Commenting on the quarter, Rusty Hall CEO said, “In spite of the continued reduction in sales, we are encouraged by what we were able to accomplish during the quarter. Our cost structure has been rationalized; with annualized savings of approximately $5.2 million in SG&A expenses of continuing operations compared to the prior quarter. While we saw reduced gross margins for the quarter as we aggressively managed our inventories, our inventories are now 30% lower than this time last year. We of course have finalized the sale of our belt and accessories business, received an extension from Wells Fargo under their Forbearance Agreement until September 30, 2009 and are in receipt of several replacement credit proposals. Most importantly, we are seeing marked improvements in our future orders and sales trends. Combined with our cost reduction efforts, we believe the table has been set for a return to profitability.”
As previously reported on July 9, 2009, the Company’s wholly-owned subsidiary, Chambers Belt Company, which operated a belt and accessories business, closed the sale of its business to Tandy Brands Accessories, Inc. The transaction was completed pursuant to an Amended and Restated Asset Purchase Agreement dated July 7, 2009 and included substantially all of Chambers’ assets, excluding receivables, cash and cash equivalents. As part of the purchase price, at closing, Tandy paid $2.6 million for inventory and $500,000 for equipment. In addition to the closing payments, Tandy will pay Chambers an earn-out which is a percentage of Tandy’s revenue during the 12 months following the closing that is generated from the sale of products formerly sold by the Chambers’ business. This earn-out is not capped and provides for $2 million in minimum aggregate payments. These payments are to be paid on a monthly basis, except for a $430,000 advance payment that was made to Chambers at closing.

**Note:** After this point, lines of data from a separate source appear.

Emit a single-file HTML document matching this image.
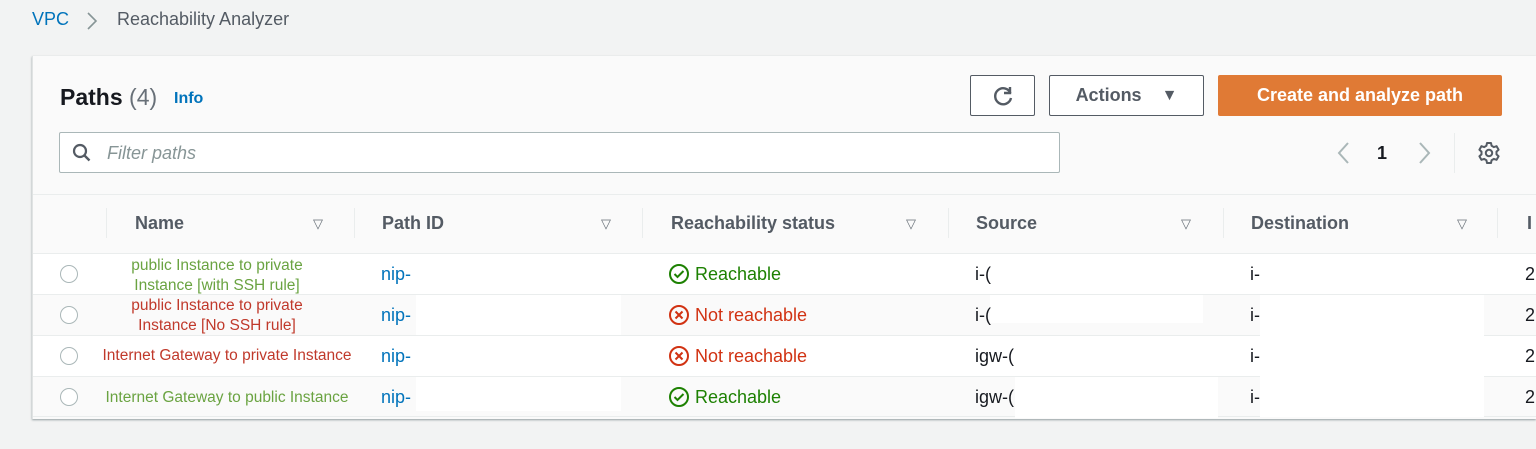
<!DOCTYPE html>
<html><head><meta charset="utf-8"><style>
*{box-sizing:border-box;margin:0;padding:0}
body{width:1536px;height:449px;background:#f2f3f3;font-family:"Liberation Sans",sans-serif;position:relative;overflow:hidden;color:#16191f}
.a{position:absolute}
.bc{top:9px;font-size:18px}
.panel{left:32px;top:56px;width:1504px;height:363px;background:#fafafa;border-left:1px solid #e0e3e3;box-shadow:0 1px 2px rgba(0,28,36,.4)}
.btn{border:1px solid #545b64;border-radius:2px;background:#fff;height:41px;top:75px;font-weight:bold;font-size:18px;color:#545b64;display:flex;align-items:center;justify-content:center}
.th{top:213px;font-size:18px;font-weight:bold;color:#545b64}
.tri{top:216px;font-size:13px;color:#687078}
.sep{top:208px;width:1px;height:30px;background:#eaeded}
.row{left:33px;width:1503px;height:41px;border-top:1px solid #eaeded}
.rad{left:60px;width:18px;height:18px;border:1.5px solid #aab7b8;border-radius:50%;background:#fff}
.nm{font-size:15.5px;text-align:center;line-height:20px;width:240px;left:97px}
.g{color:#6aa341}.r{color:#c0392b}
.nip{left:381px;color:#0073bb;font-size:18px}
.st{left:668px;font-size:18px;display:flex;align-items:center;gap:5px}
.txt{font-size:18px}
.w{background:#fff}
</style></head><body>
<div class="a bc" style="left:32px;color:#0073bb">VPC</div>
<svg class="a" style="left:86px;top:12px" width="12" height="18" viewBox="0 0 12 18"><path d="M2 1l8 8-8 8" fill="none" stroke="#879596" stroke-width="1.6"/></svg>
<div class="a bc" style="left:117px;color:#545b64">Reachability Analyzer</div>
<div class="a panel"></div>
<div class="a" style="left:60px;top:84px;font-size:23px;font-weight:bold">Paths <span style="font-weight:normal;color:#687078">(4)</span></div>
<div class="a" style="left:174px;top:90px;font-size:16px;font-weight:bold;color:#0073bb">Info</div>
<div class="a btn" style="left:970px;width:65px"><svg width="24" height="24" viewBox="0 0 24 24"><path d="M19 3v6h-6M19.5 9A8 8 0 1 0 20 14" fill="none" stroke="#545b64" stroke-width="2.4"/></svg></div>
<div class="a btn" style="left:1049px;width:155px">Actions&nbsp;&nbsp;&nbsp;&nbsp;<span style="font-size:16px">▼</span></div>
<div class="a btn" style="left:1218px;width:284px;border-color:#e07a35;color:#fff;background:#e07a35">Create and analyze path</div>
<div class="a" style="left:59px;top:132px;width:1001px;height:41px;background:#fff;border:1px solid #aab7b8;border-radius:2px"></div>
<svg class="a" style="left:72px;top:143px" width="20" height="20" viewBox="0 0 20 20"><circle cx="8" cy="8" r="6" fill="none" stroke="#545b64" stroke-width="2.2"/><path d="M12.5 12.5l5 5" stroke="#545b64" stroke-width="2.4"/></svg>
<div class="a" style="left:107px;top:143px;font-size:18px;font-style:italic;color:#879596">Filter paths</div>
<svg class="a" style="left:1336px;top:141px" width="14" height="24" viewBox="0 0 14 24"><path d="M12 2L3 12l9 10" fill="none" stroke="#aab7b8" stroke-width="2"/></svg>
<div class="a" style="left:1377px;top:143px;font-size:18px;font-weight:bold">1</div>
<svg class="a" style="left:1418px;top:141px" width="14" height="24" viewBox="0 0 14 24"><path d="M2 2l9 10-9 10" fill="none" stroke="#aab7b8" stroke-width="2"/></svg>
<div class="a" style="left:1454px;top:133px;width:1px;height:40px;background:#eaeded"></div>
<svg class="a" style="left:1477px;top:141px" width="24" height="24" viewBox="0 0 24 24"><path d="M10 2h4l.6 2.8 2.3 1.3 2.7-.9 2 3.5-2.1 1.9v2.8l2.1 1.9-2 3.5-2.7-.9-2.3 1.3L14 22h-4l-.6-2.8-2.3-1.3-2.7.9-2-3.5 2.1-1.9V10.6L2.4 8.7l2-3.5 2.7.9 2.3-1.3z" fill="none" stroke="#545b64" stroke-width="2" stroke-linejoin="round"/><circle cx="12" cy="12" r="3.2" fill="none" stroke="#545b64" stroke-width="2"/></svg>
<div class="a" style="left:33px;top:194px;width:1503px;height:1px;background:#eaeded"></div>
<div class="a sep" style="left:106px"></div><div class="a sep" style="left:354px"></div><div class="a sep" style="left:642px"></div><div class="a sep" style="left:948px"></div><div class="a sep" style="left:1223px"></div><div class="a sep" style="left:1497px"></div>
<div class="a th" style="left:135px">Name</div><div class="a tri" style="left:313px">▽</div>
<div class="a th" style="left:382px">Path ID</div><div class="a tri" style="left:601px">▽</div>
<div class="a th" style="left:671px">Reachability status</div><div class="a tri" style="left:906px">▽</div>
<div class="a th" style="left:976px">Source</div><div class="a tri" style="left:1181px">▽</div>
<div class="a th" style="left:1251px">Destination</div><div class="a tri" style="left:1457px">▽</div>
<div class="a th" style="left:1527px">I</div>

<div class="a row" style="top:253px;background:#fff"></div>
<div class="a row" style="top:294px;background:#fafafa"></div>
<div class="a row" style="top:335px;background:#fff"></div>
<div class="a row" style="top:376px;background:#fafafa;border-bottom:1px solid #eaeded"></div>

<div class="a w" style="left:416px;top:295px;width:205px;height:40px"></div>
<div class="a w" style="left:416px;top:377px;width:205px;height:34px"></div>
<div class="a w" style="left:990px;top:295px;width:213px;height:28px"></div>
<div class="a w" style="left:1015px;top:377px;width:203px;height:41px"></div>
<div class="a w" style="left:1260px;top:295px;width:224px;height:122px"></div>

<div class="a rad" style="top:265px"></div><div class="a rad" style="top:306px"></div><div class="a rad" style="top:347px"></div><div class="a rad" style="top:388px"></div>
<div class="a nm g" style="top:256px">public Instance to private<br>Instance [with SSH rule]</div>
<div class="a nm r" style="top:296px">public Instance to private<br>Instance [No SSH rule]</div>
<div class="a nm r" style="top:346px;left:87px;width:280px">Internet Gateway to private Instance</div>
<div class="a nm g" style="top:388px;left:87px;width:280px">Internet Gateway to public Instance</div>
<div class="a nip" style="top:264px">nip-</div><div class="a nip" style="top:305px">nip-</div><div class="a nip" style="top:346px">nip-</div><div class="a nip" style="top:387px">nip-</div>
<div class="a st" style="top:263px;color:#1d8102"><svg width="22" height="22"><circle cx="11" cy="11" r="9" fill="none" stroke="#1d8102" stroke-width="2"/><path d="M6.5 11l3 3 6-6" fill="none" stroke="#1d8102" stroke-width="2"/></svg>Reachable</div>
<div class="a st" style="top:304px;color:#d13212"><svg width="22" height="22"><circle cx="11" cy="11" r="9" fill="none" stroke="#d13212" stroke-width="2"/><path d="M7.5 7.5l7 7M14.5 7.5l-7 7" stroke="#d13212" stroke-width="2"/></svg>Not reachable</div>
<div class="a st" style="top:345px;color:#d13212"><svg width="22" height="22"><circle cx="11" cy="11" r="9" fill="none" stroke="#d13212" stroke-width="2"/><path d="M7.5 7.5l7 7M14.5 7.5l-7 7" stroke="#d13212" stroke-width="2"/></svg>Not reachable</div>
<div class="a st" style="top:386px;color:#1d8102"><svg width="22" height="22"><circle cx="11" cy="11" r="9" fill="none" stroke="#1d8102" stroke-width="2"/><path d="M6.5 11l3 3 6-6" fill="none" stroke="#1d8102" stroke-width="2"/></svg>Reachable</div>
<div class="a txt" style="left:975px;top:264px">i-(</div><div class="a txt" style="left:975px;top:305px">i-(</div><div class="a txt" style="left:975px;top:346px">igw-(</div><div class="a txt" style="left:975px;top:387px">igw-(</div>
<div class="a txt" style="left:1250px;top:264px">i-</div><div class="a txt" style="left:1250px;top:305px">i-</div><div class="a txt" style="left:1250px;top:346px">i-</div><div class="a txt" style="left:1250px;top:387px">i-</div>
<div class="a txt" style="left:1525px;top:264px">2</div><div class="a txt" style="left:1525px;top:305px">2</div><div class="a txt" style="left:1525px;top:346px">2</div><div class="a txt" style="left:1525px;top:387px">2</div>
</body></html>
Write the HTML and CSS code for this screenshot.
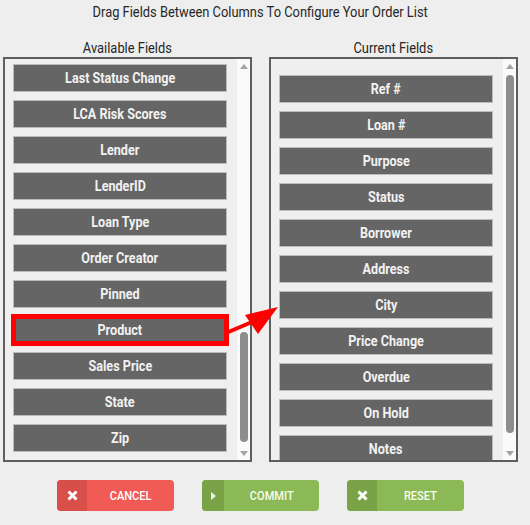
FILE: index.html
```html
<!DOCTYPE html>
<html lang="en">
<head>
<meta charset="utf-8">
<title>Configure Order List</title>
<link rel="stylesheet" href="styles.css">
</head>
<body>
<div class="wrap">
  <h1 class="title"><span class="sx">Drag Fields Between Columns To Configure Your Order List</span></h1>
  <div class="columns">
    <section class="col">
      <h2 class="col-title"><span class="sx">Available Fields</span></h2>
      <div class="panel">
        <ul class="list bottom">
          <li class="item"><span class="sx">Last Status Change</span></li>
          <li class="item"><span class="sx">LCA Risk Scores</span></li>
          <li class="item"><span class="sx">Lender</span></li>
          <li class="item"><span class="sx">LenderID</span></li>
          <li class="item"><span class="sx">Loan Type</span></li>
          <li class="item"><span class="sx">Order Creator</span></li>
          <li class="item"><span class="sx">Pinned</span></li>
          <li class="item selected"><span class="sx">Product</span></li>
          <li class="item"><span class="sx">Sales Price</span></li>
          <li class="item"><span class="sx">State</span></li>
          <li class="item"><span class="sx">Zip</span></li>
        </ul>
        <div class="scrollbar">
          <div class="sb-btn sb-up"></div>
          <div class="sb-track"><div class="sb-thumb" style="margin-top:259px;height:110px"></div></div>
          <div class="sb-btn sb-down"></div>
        </div>
      </div>
    </section>
    <section class="col">
      <h2 class="col-title"><span class="sx">Current Fields</span></h2>
      <div class="panel">
        <ul class="list">
          <li class="item"><span class="sx">Ref #</span></li>
          <li class="item"><span class="sx">Loan #</span></li>
          <li class="item"><span class="sx">Purpose</span></li>
          <li class="item"><span class="sx">Status</span></li>
          <li class="item"><span class="sx">Borrower</span></li>
          <li class="item"><span class="sx">Address</span></li>
          <li class="item"><span class="sx">City</span></li>
          <li class="item"><span class="sx">Price Change</span></li>
          <li class="item"><span class="sx">Overdue</span></li>
          <li class="item"><span class="sx">On Hold</span></li>
          <li class="item"><span class="sx">Notes</span></li>
        </ul>
        <div class="scrollbar">
          <div class="sb-btn sb-up"></div>
          <div class="sb-track"><div class="sb-thumb" style="margin-top:2px;height:358px"></div></div>
          <div class="sb-btn sb-down"></div>
        </div>
      </div>
    </section>
  </div>
  <div class="actions">
    <button class="btn btn-cancel">
      <span class="btn-icon"><svg width="11" height="11" viewBox="0 0 11 11"><path d="M1.5 1.5L9.5 9.5M9.5 1.5L1.5 9.5" stroke="#fff" stroke-width="3" fill="none"/></svg></span>
      <span class="btn-label"><span class="sx">CANCEL</span></span>
    </button>
    <button class="btn btn-commit">
      <span class="btn-icon narrow"><svg width="5" height="8" viewBox="0 0 5 8"><polygon points="0,0 5,4 0,8" fill="#eef4e4"/></svg></span>
      <span class="btn-label"><span class="sx">COMMIT</span></span>
    </button>
    <button class="btn btn-reset">
      <span class="btn-icon"><svg width="11" height="11" viewBox="0 0 11 11"><path d="M1.5 1.5L9.5 9.5M9.5 1.5L1.5 9.5" stroke="#fff" stroke-width="3" fill="none"/></svg></span>
      <span class="btn-label"><span class="sx">RESET</span></span>
    </button>
  </div>
</div>
<svg class="annot" width="530" height="525" viewBox="0 0 530 525">
  <line x1="226" y1="333" x2="252" y2="322" stroke="#ff0000" stroke-width="4"/>
  <polygon points="278,307 245,315 258,334" fill="#ff0000"/>
</svg>
</body>
</html>
```
FILE: styles.css
```css
html, body {
  margin: 0;
  padding: 0;
}
body {
  position: relative;
  width: 530px;
  height: 525px;
  overflow: hidden;
  background: #eeeeee;
  font-family: Roboto, "Noto Sans", "Liberation Sans", sans-serif;
  color: #222;
}
.wrap {
  width: 515px;
  margin-left: 3px;
  padding-top: 4px;
}
.sx {
  display: inline-block;
  transform: scaleX(0.85);
  white-space: nowrap;
}
.title {
  margin: 0;
  height: 16px;
  line-height: 16px;
  font-size: 14px;
  font-weight: 400;
  text-align: center;
  color: #262626;
}
.title .sx,
.col-title .sx {
  transform: scaleX(0.92);
}
.columns {
  display: flex;
  gap: 17px;
  margin-top: 20px;
}
.col {
  width: 249px;
}
.col-title {
  margin: 0 0 1px;
  height: 16px;
  line-height: 16px;
  font-size: 14px;
  font-weight: 400;
  text-align: center;
  color: #262626;
}
.panel {
  height: 405px;
  box-sizing: border-box;
  border: 2px solid #5e5e5e;
  background: #efefef;
  display: flex;
}
.list {
  list-style: none;
  margin: 0;
  padding: 16px 10px 8px 8px;
  flex: 1;
  min-width: 0;
  overflow: hidden;
  display: flex;
  flex-direction: column;
  gap: 8px;
}
.list.bottom {
  justify-content: flex-end;
}
.item {
  flex: none;
  height: 28px;
  box-sizing: border-box;
  border: 1px solid #bcbcbc;
  background: #656565;
  color: #f2f2f2;
  font-size: 14px;
  font-weight: 700;
  line-height: 26px;
  text-align: center;
}
.item .sx {
  transform: scaleX(0.9);
}
.item.selected {
  outline: 5px solid #ff0000;
  outline-offset: -3px;
}
.scrollbar {
  width: 13px;
  flex: none;
  background: #fafafa;
  display: flex;
  flex-direction: column;
}
.sb-btn {
  height: 14px;
  flex: none;
  display: flex;
  align-items: center;
  justify-content: center;
}
.sb-up::before {
  content: "";
  width: 0;
  height: 0;
  border-left: 4px solid transparent;
  border-right: 4px solid transparent;
  border-bottom: 5px solid #a3a3a3;
}
.sb-down::before {
  content: "";
  width: 0;
  height: 0;
  border-left: 4px solid transparent;
  border-right: 4px solid transparent;
  border-top: 5px solid #a3a3a3;
}
.sb-track {
  flex: 1;
  display: flex;
  flex-direction: column;
}
.sb-thumb {
  width: 8px;
  margin-left: auto;
  margin-right: auto;
  border-radius: 4px;
  background: #8d8d8d;
  flex: none;
}
.actions {
  display: flex;
  justify-content: center;
  gap: 28px;
  margin-top: 18px;
}
.btn {
  width: 117px;
  height: 31px;
  padding: 0;
  border: 0;
  border-radius: 4px;
  overflow: hidden;
  display: flex;
  font-family: Roboto, "Noto Sans", sans-serif;
  font-size: 13px;
  font-weight: 500;
  color: #fff;
}
.btn-icon {
  width: 30px;
  flex: none;
  display: flex;
  align-items: center;
  justify-content: center;
}
.btn-icon.narrow {
  width: 22px;
}
.btn-label {
  flex: 1;
  display: flex;
  align-items: center;
  justify-content: center;
}
.btn-cancel {
  background: #f05b56;
}
.btn-cancel .btn-icon {
  background: #d84f4a;
}
.btn-commit,
.btn-reset {
  background: #8bb955;
  color: #f6fbef;
}
.btn-commit .btn-icon,
.btn-reset .btn-icon {
  background: #79a346;
}
.annot {
  position: absolute;
  left: 0;
  top: 0;
  pointer-events: none;
}
```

Phoenix Footwear Group, Inc., headquartered in Carlsbad, California, designs, develops and markets men's and women's footwear and accessories. Phoenix Footwear’s brands include Trotters®, SoftWalk® and H.S. Trask®. Emphasizing quality, fit and traditional and authentic designs, these brands are primarily sold through department stores, specialty retailers, mass merchants and catalogs. Phoenix Footwear Group, Inc. is traded on the NYSE Amex under the symbol PXG.
The words “anticipates,” “will,” “expects,” “intends” and words of similar meaning identify forward-looking statements. Forward-looking statements also include representations of the Company’s expectations or beliefs concerning future events that involve risks and uncertainties, including the Company’s statements regarding the Chambers sale transaction, the expected closing and timing of that transaction and the expected net proceeds from that transaction and the monetization of Chambers’ working capital and the repayment of the Company’s debt and other risks detailed in the Company’s periodic report filings with the Securities and Exchange Commission. The potential risks and uncertainties include, among others, the possibility that a Chambers transaction is not successfully concluded, or the unexpected liabilities related to the disposition arise or the transactions do not yield the anticipated proceeds. The forward-looking statements speak only as of the date of this press release, and the Company expressly disclaims any obligation to release publicly any update or revision to any forward-looking statement contained herein if there are changes in the Company's expectations or if any events, conditions or circumstances on which any such forward-looking statement is based.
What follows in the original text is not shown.